GIVEN TASK — Look over the lines below. Report each one that includes the string "styles".

Items from a data source —
## BEGIN
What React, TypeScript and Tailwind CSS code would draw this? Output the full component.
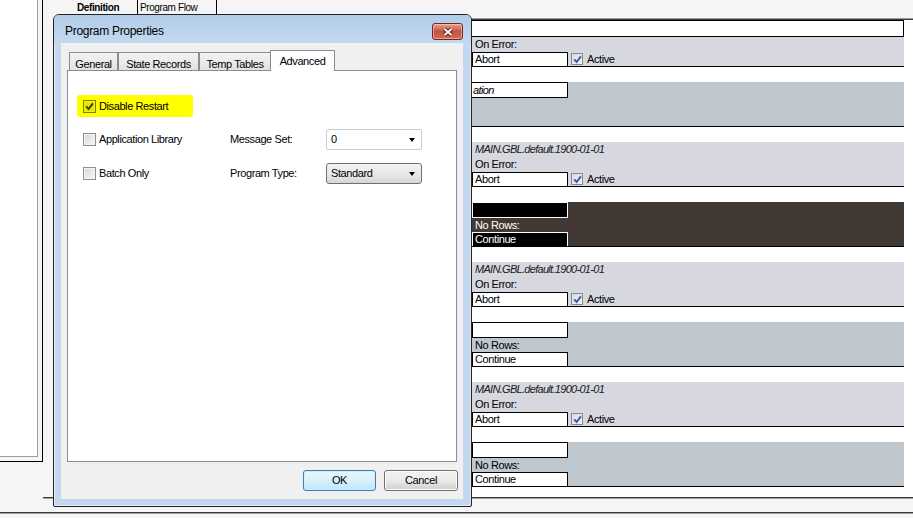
import React from "react";

function Tick({ color }: { color: string }) {
  return (
    <svg viewBox="0 0 9 9" className="h-[9px] w-[9px]">
      <path d="M1.2 4.4 L3.6 7 L7.9 1.4" fill="none" stroke={color} strokeWidth="1.9" />
    </svg>
  );
}

function Box({ checked, hl }: { checked?: boolean; hl?: boolean }) {
  return (
    <span
      className={`flex h-[13px] w-[13px] shrink-0 items-center justify-center border ${
        hl
          ? "border-[#7d7d00] bg-[#e6e600] shadow-[inset_0_0_0_1px_#f5f500]"
          : "border-[#8e8f8f] bg-gradient-to-br from-[#d6d6d6] to-[#fafafa] shadow-[inset_0_0_0_1px_#f4f4f4]"
      }`}
    >
      {checked && <Tick color={hl ? "#3c3c00" : "#4a5f97"} />}
    </span>
  );
}

function ActiveCheck() {
  return (
    <div className="ml-[3px] mt-px flex items-center">
      <span className="flex h-[12px] w-[12px] items-center justify-center border border-[#8b8b8b] bg-gradient-to-br from-[#d3d8e2] to-[#f5f6f8]">
        <Tick color="#3b5ca6" />
      </span>
      <span className="ml-[4px] leading-[12px]">Active</span>
    </div>
  );
}

function GrayBlock() {
  return (
    <div className="flex h-[45px] flex-col border-b border-black bg-[#d6d7df]">
      <div className="h-[15px] pl-[3px] text-[11px] italic leading-[15px] tracking-[-0.7px] text-[#1a1a1a]">
        MAIN.GBL.default.1900-01-01
      </div>
      <div className="h-[15px] pl-[3px] leading-[15px]">On Error:</div>
      <div className="flex h-[14px] items-start">
        <div className="h-[14px] w-[96px] border-x border-t border-black bg-white pl-[2px] leading-[13px]">Abort</div>
        <ActiveCheck />
      </div>
    </div>
  );
}

function RowsBlock({ dark }: { dark?: boolean }) {
  const field = dark ? "border-white bg-black text-white" : "border-black bg-white";
  return (
    <div className={`flex h-[45px] flex-col border-b border-black ${dark ? "bg-[#433934] text-white" : "bg-[#bec8ce]"}`}>
      <div className={`h-[16px] w-[96px] border ${field}`} />
      <div className="h-[14px] pl-[3px] leading-[14px]">No Rows:</div>
      <div className={`h-[14px] w-[96px] border-x border-t pl-[2px] leading-[13px] ${field}`}>Continue</div>
    </div>
  );
}

function Gap() {
  return <div className="h-[15px]" />;
}

function Select({ value, raised }: { value: string; raised?: boolean }) {
  return (
    <div
      className={`flex h-[21px] w-[96px] items-center justify-between pl-[4px] pr-[6px] ${
        raised
          ? "rounded-[3px] border border-[#707070] bg-gradient-to-b from-[#f2f2f2] via-[#e9e9e9] to-[#d6d6d6]"
          : "rounded-[2px] border border-[#c9ccd1] bg-white"
      }`}
    >
      <span className="text-[11px] leading-[13px]">{value}</span>
      <span className="h-0 w-0 border-x-[3.5px] border-t-[4px] border-x-transparent border-t-black" />
    </div>
  );
}

function Tab({ label, w, active }: { label: string; w: string; active?: boolean }) {
  return active ? (
    <div className={`relative z-10 -mb-px -ml-px flex h-[21px] ${w} justify-center border-x border-t border-[#898c95] bg-white pt-[4px] leading-[13px]`}>
      {label}
    </div>
  ) : (
    <div className={`flex h-[18px] ${w} justify-center border-x border-t border-[#898c95] bg-gradient-to-b from-[#f3f3f3] to-[#e2e2e2] pt-[5px] leading-[13px]`}>
      {label}
    </div>
  );
}

function Dialog() {
  return (
    <div className="absolute left-[53px] top-[14px] flex h-[493px] w-[419px] flex-col rounded-t-[6px] rounded-b-[2px] border border-[#222] bg-[#c2d8ee] shadow-[inset_0_0_0_1px_#e2edf8]">
      <div className="flex h-[28px] items-start justify-between rounded-t-[5px] bg-gradient-to-b from-[#b2cce8] to-[#c3d9ef] pl-[11px] pr-[8px] pt-[8px]">
        <span className="text-[12px] leading-[17px] tracking-[-0.3px]">Program Properties</span>
        <div className="flex h-[17px] w-[31px] items-center justify-center rounded-[3px] border border-[#6d2a24] bg-gradient-to-b from-[#e6a497] via-[#c64f3e] to-[#d36d57] shadow-[inset_0_0_0_1px_rgba(255,220,210,0.5)]">
          <svg viewBox="0 0 12 10" className="h-[10px] w-[12px]">
            <path d="M2.5 2 L9.5 8 M9.5 2 L2.5 8" stroke="#5a1a14" strokeWidth="3.8" />
            <path d="M2.5 2 L9.5 8 M9.5 2 L2.5 8" stroke="#ffffff" strokeWidth="2" />
          </svg>
        </div>
      </div>
      <div className="ml-[7px] flex h-[456px] w-[402px] flex-col bg-[#f0f0f0] pl-[6px] pt-[7px]">
        <div className="flex h-[20px] items-end pl-[2px]">
          <Tab label="General" w="w-[49px]" />
          <Tab label="State Records" w="w-[81px]" />
          <Tab label="Temp Tables" w="w-[72px]" />
          <Tab label="Advanced" w="w-[65px]" active />
        </div>
        <div className="flex h-[392px] w-[390px] flex-col border border-[#898c95] bg-white pl-[9px] pt-[24px]">
          <div className="flex h-[22px] w-[116px] items-center rounded-[3px] bg-[#ffff00] pl-[6px]">
            <Box checked hl />
            <span className="ml-[3px] leading-[13px]">Disable Restart</span>
          </div>
          <div className="mt-[12px] flex h-[21px] items-center pl-[6px]">
            <div className="flex w-[147px] items-center">
              <Box />
              <span className="ml-[3px] leading-[13px]">Application Library</span>
            </div>
            <span className="w-[96px] leading-[13px]">Message Set:</span>
            <Select value="0" />
          </div>
          <div className="mt-[13px] flex h-[21px] items-center pl-[6px]">
            <div className="flex w-[147px] items-center">
              <Box />
              <span className="ml-[3px] leading-[13px]">Batch Only</span>
            </div>
            <span className="w-[96px] leading-[13px]">Program Type:</span>
            <Select value="Standard" raised />
          </div>
        </div>
        <div className="mt-[8px] flex justify-end gap-[8px] pr-[5px]">
          <button className="h-[21px] w-[73px] rounded-[3px] border border-[#3c7fb1] bg-gradient-to-b from-[#eaf6fd] via-[#d9f0fc] to-[#bee6fd] leading-[13px] shadow-[inset_0_0_0_1px_#cdeeff]">
            OK
          </button>
          <button className="h-[21px] w-[74px] rounded-[3px] border border-[#707070] bg-gradient-to-b from-[#f2f2f2] via-[#ebebeb] to-[#cfcfcf] leading-[13px] shadow-[inset_0_0_0_1px_#fcfcfc]">
            Cancel
          </button>
        </div>
      </div>
    </div>
  );
}

export default function App() {
  return (
    <div className="relative h-[518px] w-[913px] overflow-hidden bg-[#f5f5f5] font-['Liberation_Sans',Arial,sans-serif] text-[11px] tracking-[-0.4px] text-black">
      <div className="flex h-[512px]">
        {/* left tree pane */}
        <div className="h-[462px] w-[43px] shrink-0 border-b border-r border-black">
          <div className="h-[457px] w-[38px] border-b border-r border-[#9c9cb4] bg-white" />
        </div>

        {/* right definition pane */}
        <div className="flex flex-1 flex-col">
          <div className="flex h-[18px] items-start">
            <div className="ml-[34px] mt-[2px] w-[60px] text-[10px] font-bold leading-[11px]">Definition</div>
            <div className="h-[14px] w-[80px] overflow-hidden border-x border-black pl-[2px] pt-[2px] text-[10px] leading-[12px]">
              Program Flow
            </div>
          </div>
          <div className="ml-[10px] h-px bg-[#9a9a9a]" />
          <div className="ml-[10px] h-px bg-[#3a3a3a]" />
          <div className="ml-[10px] flex h-[477px] flex-col bg-white pl-[419px]">
            <div className="w-[432px]">
              <div className="h-[17px] border-y border-r border-black bg-white" />
              <div className="flex h-[30px] flex-col border-b border-black bg-[#d6d7df]">
                <div className="h-[15px] pl-[3px] leading-[15px]">On Error:</div>
                <div className="flex h-[14px] items-start">
                  <div className="h-[14px] w-[96px] border-x border-t border-black bg-white pl-[2px] leading-[13px]">Abort</div>
                  <ActiveCheck />
                </div>
              </div>
              <Gap />
              <div className="h-[45px] border-b border-black bg-[#bec8ce]">
                <div className="h-[16px] w-[96px] border-y border-r border-black bg-white pl-px leading-[14px]">
                  <span className="text-[11px] italic tracking-[-0.6px]">ation</span>
                </div>
              </div>
              <Gap />
              <GrayBlock />
              <Gap />
              <RowsBlock dark />
              <Gap />
              <GrayBlock />
              <Gap />
              <RowsBlock />
              <Gap />
              <GrayBlock />
              <Gap />
              <RowsBlock />
            </div>
          </div>
          <div className="h-px bg-[#3a3a3a]" />
          <div className="h-px bg-[#a0a0a0]" />
        </div>
      </div>
      <div className="h-px bg-[#3a3a3a]" />
      <div className="h-px bg-[#a0a0a0]" />

      <Dialog />
    </div>
  );
}
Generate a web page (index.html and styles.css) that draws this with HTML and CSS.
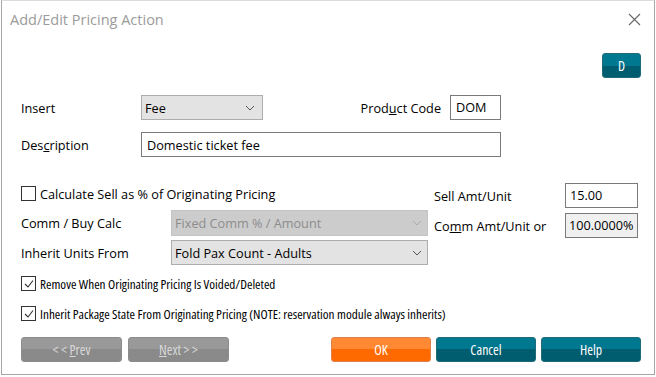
FILE: index.html
```html
<!DOCTYPE html>
<html lang="en">
  <head>
    <meta charset="UTF-8" />
    <title>Add/Edit Pricing Action</title>
    <link rel="stylesheet" href="styles.css">
  </head>
  <body>
    <div class="dialog">
      <div class="titlebar">
        <span class="title">Add/Edit Pricing Action</span>
        <svg class="close" width="13" height="13" viewBox="0 0 13 13">
          <path d="M1 1 L12 12 M12 1 L1 12" stroke="#666" stroke-width="1.1" fill="none" />
        </svg>
      </div>

      <div class="content">
        <div class="toolbar">
          <button class="btn teal small">D</button>
        </div>

        <div class="row row-insert">
          <label class="label">Insert</label>
          <div class="select insert-select">
            <span>Fee</span>
            <svg class="chev" width="10" height="6" viewBox="0 0 10 6"><path d="M1 1 L5 5 L9 1" stroke="#555" fill="none" /></svg>
          </div>
          <label class="label code-label">Prod<u>u</u>ct Code</label>
          <div class="input code-input">DOM</div>
        </div>

        <div class="row row-desc">
          <label class="label">Des<u>c</u>ription</label>
          <div class="input desc-input">Domestic ticket fee</div>
        </div>

        <div class="calc">
          <div class="calc-left">
            <div class="check-row first">
              <span class="checkbox"></span>
              <span>Calculate Sell as % of Originating Pricing</span>
            </div>
            <div class="row row-comm">
              <label class="label wide">Comm / Buy Calc</label>
              <div class="select disabled long-select">
                <span>Fixed Comm % / Amount</span>
                <svg class="chev" width="10" height="6" viewBox="0 0 10 6"><path d="M1 1 L5 5 L9 1" stroke="#aaa" fill="none" /></svg>
              </div>
            </div>
            <div class="row row-units">
              <label class="label wide">Inherit Units From</label>
              <div class="select long-select">
                <span>Fold Pax Count - Adults</span>
                <svg class="chev" width="10" height="6" viewBox="0 0 10 6"><path d="M1 1 L5 5 L9 1" stroke="#555" fill="none" /></svg>
              </div>
            </div>
          </div>
          <div class="calc-right">
            <div class="row row-sell">
              <label class="label amt-label">Sell Amt/Unit</label>
              <div class="input amt-input">15.00</div>
            </div>
            <div class="row row-commamt">
              <label class="label amt-label">Co<u>m</u>m Amt/Unit or</label>
              <div class="input amt-input readonly">100.0000%</div>
            </div>
          </div>
        </div>

        <div class="check-row narrow remove-row">
          <span class="checkbox checked">
            <svg width="12" height="12" viewBox="0 0 12 12"><path d="M2 6 L5 9 L10 2.5" stroke="#333" stroke-width="1.1" fill="none" /></svg>
          </span>
          <span>Remove When Originating Pricing Is Voided/Deleted</span>
        </div>
        <div class="check-row narrow inherit-row">
          <span class="checkbox checked">
            <svg width="12" height="12" viewBox="0 0 12 12"><path d="M2 6 L5 9 L10 2.5" stroke="#333" stroke-width="1.1" fill="none" /></svg>
          </span>
          <span>Inherit Package State From Originating Pricing (NOTE: reservation module always inherits)</span>
        </div>

        <div class="footer">
          <div class="nav-buttons">
            <button class="btn gray">&lt; &lt; <u>P</u>rev</button>
            <button class="btn gray"><u>N</u>ext &gt; &gt;</button>
          </div>
          <div class="action-buttons">
            <button class="btn orange">OK</button>
            <button class="btn teal">Cancel</button>
            <button class="btn teal">Help</button>
          </div>
        </div>
      </div>
    </div>
  </body>
</html>
```

FILE: styles.css
```css
body {
  margin: 0;
  background: #fff;
  font-family: "Open Sans", "Noto Sans", sans-serif;
  font-size: 12.7px;
  color: #000;
}
.dialog {
  width: 652px;
  height: 373px;
  margin-left: 1px;
  border: 1px solid #a6a6a6;
  border-top-color: #dcdcdc;
  background: #fff;
  position: relative;
}
.titlebar {
  height: 38px;
  display: flex;
  align-items: center;
  justify-content: space-between;
  padding: 0 13px 0 8px;
}
.title {
  font-size: 14.5px;
  color: #9b9b9b;
  margin-top: -1px;
}
.close {
  margin-top: -1px;
}
.content {
  padding: 0 13px 0 19px;
}
.toolbar {
  display: flex;
  justify-content: flex-end;
  margin-top: 14px;
  height: 25px;
}
.row {
  display: flex;
  align-items: center;
}
.label {
  width: 120px;
  flex: none;
  white-space: nowrap;
}
.label.wide {
  width: 150px;
}
.row-insert {
  margin-top: 17px;
  height: 25px;
}
.select {
  box-sizing: border-box;
  height: 25px;
  display: flex;
  align-items: center;
  justify-content: space-between;
  padding: 0 4px 0 3px;
  background: #e3e3e3;
  border: 1px solid #adadad;
}
.select.disabled {
  background: #cccccc;
  border-color: #c4c4c4;
  color: #8c8c8c;
}
.chev {
  margin-right: 1px;
}
.insert-select {
  width: 122px;
  padding-right: 6px;
}
.code-label {
  width: auto;
  margin-left: auto;
  margin-right: 9px;
}
.input {
  box-sizing: border-box;
  height: 25px;
  border: 1px solid #7a7a7a;
  padding: 0 5px;
  display: flex;
  align-items: center;
  background: #fff;
}
.code-input {
  width: 51px;
  margin-right: 140px;
  padding-bottom: 2px;
}
.row-desc {
  margin-top: 12px;
}
.desc-input {
  width: 360px;
}
.calc {
  display: flex;
  margin-top: 26px;
}
.calc-left {
  width: 413px;
  flex: none;
}
.calc-right {
  flex: 1;
}
.check-row {
  display: flex;
  align-items: center;
  gap: 4px;
  height: 15px;
  white-space: nowrap;
}
.check-row.first {
  margin-top: 3px;
}
.checkbox {
  box-sizing: border-box;
  width: 15px;
  height: 15px;
  border: 1px solid #333;
  display: flex;
  align-items: center;
  justify-content: center;
  flex: none;
}
.row-comm {
  margin-top: 9px;
}
.long-select {
  width: 257px;
  height: 26px;
}
.row-units {
  margin-top: 4px;
}
.row-units .long-select {
  height: 25px;
}
.amt-label {
  width: 131px;
}
.amt-input {
  width: 73px;
  padding: 0 4px 2px;
}
.amt-input.readonly {
  background: #f0f0f0;
  padding: 0 3px 2px;
}
.row-commamt {
  margin-top: 5px;
}
.narrow {
  font-family: "Open Sans", sans-serif;
  font-stretch: 75%;
  font-size: 13.2px;
}
.remove-row {
  margin-top: 11px;
}
.inherit-row {
  margin-top: 15px;
}
.footer {
  display: flex;
  justify-content: space-between;
  margin-top: 16px;
}
.nav-buttons,
.action-buttons {
  display: flex;
  gap: 5px;
}
.nav-buttons {
  gap: 6px;
}
.btn {
  box-sizing: border-box;
  width: 101px;
  height: 25px;
  border-radius: 3px;
  border: 1px solid #555;
  color: #fff;
  font-family: "Open Sans", sans-serif;
  font-stretch: 75%;
  font-size: 13.8px;
  padding: 0 0 1px;
  cursor: pointer;
}
.btn u {
  text-decoration-thickness: 1px;
}
.btn.small {
  width: 39px;
}
.action-buttons .btn {
  width: 100px;
}
.btn.teal {
  background: linear-gradient(#007890 0, #007890 50%, #005d70 50%, #005d70 100%);
  border-color: #1e6a7a;
}
.btn.orange {
  background: linear-gradient(#ff8a33 0, #ff8a33 50%, #ff6a00 50%, #ff6a00 100%);
  border-color: #e0804a;
}
.btn.gray {
  background: linear-gradient(#999 0, #999 50%, #8a8a8a 50%, #8a8a8a 100%);
  border-color: #8c8c8c;
  color: #d8d8d8;
}
```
## END
COMPLETE ANSWER —
Generate a web page (index.html and styles.css) that draws this with HTML and CSS.
    <link rel="stylesheet" href="styles.css">
FILE: styles.css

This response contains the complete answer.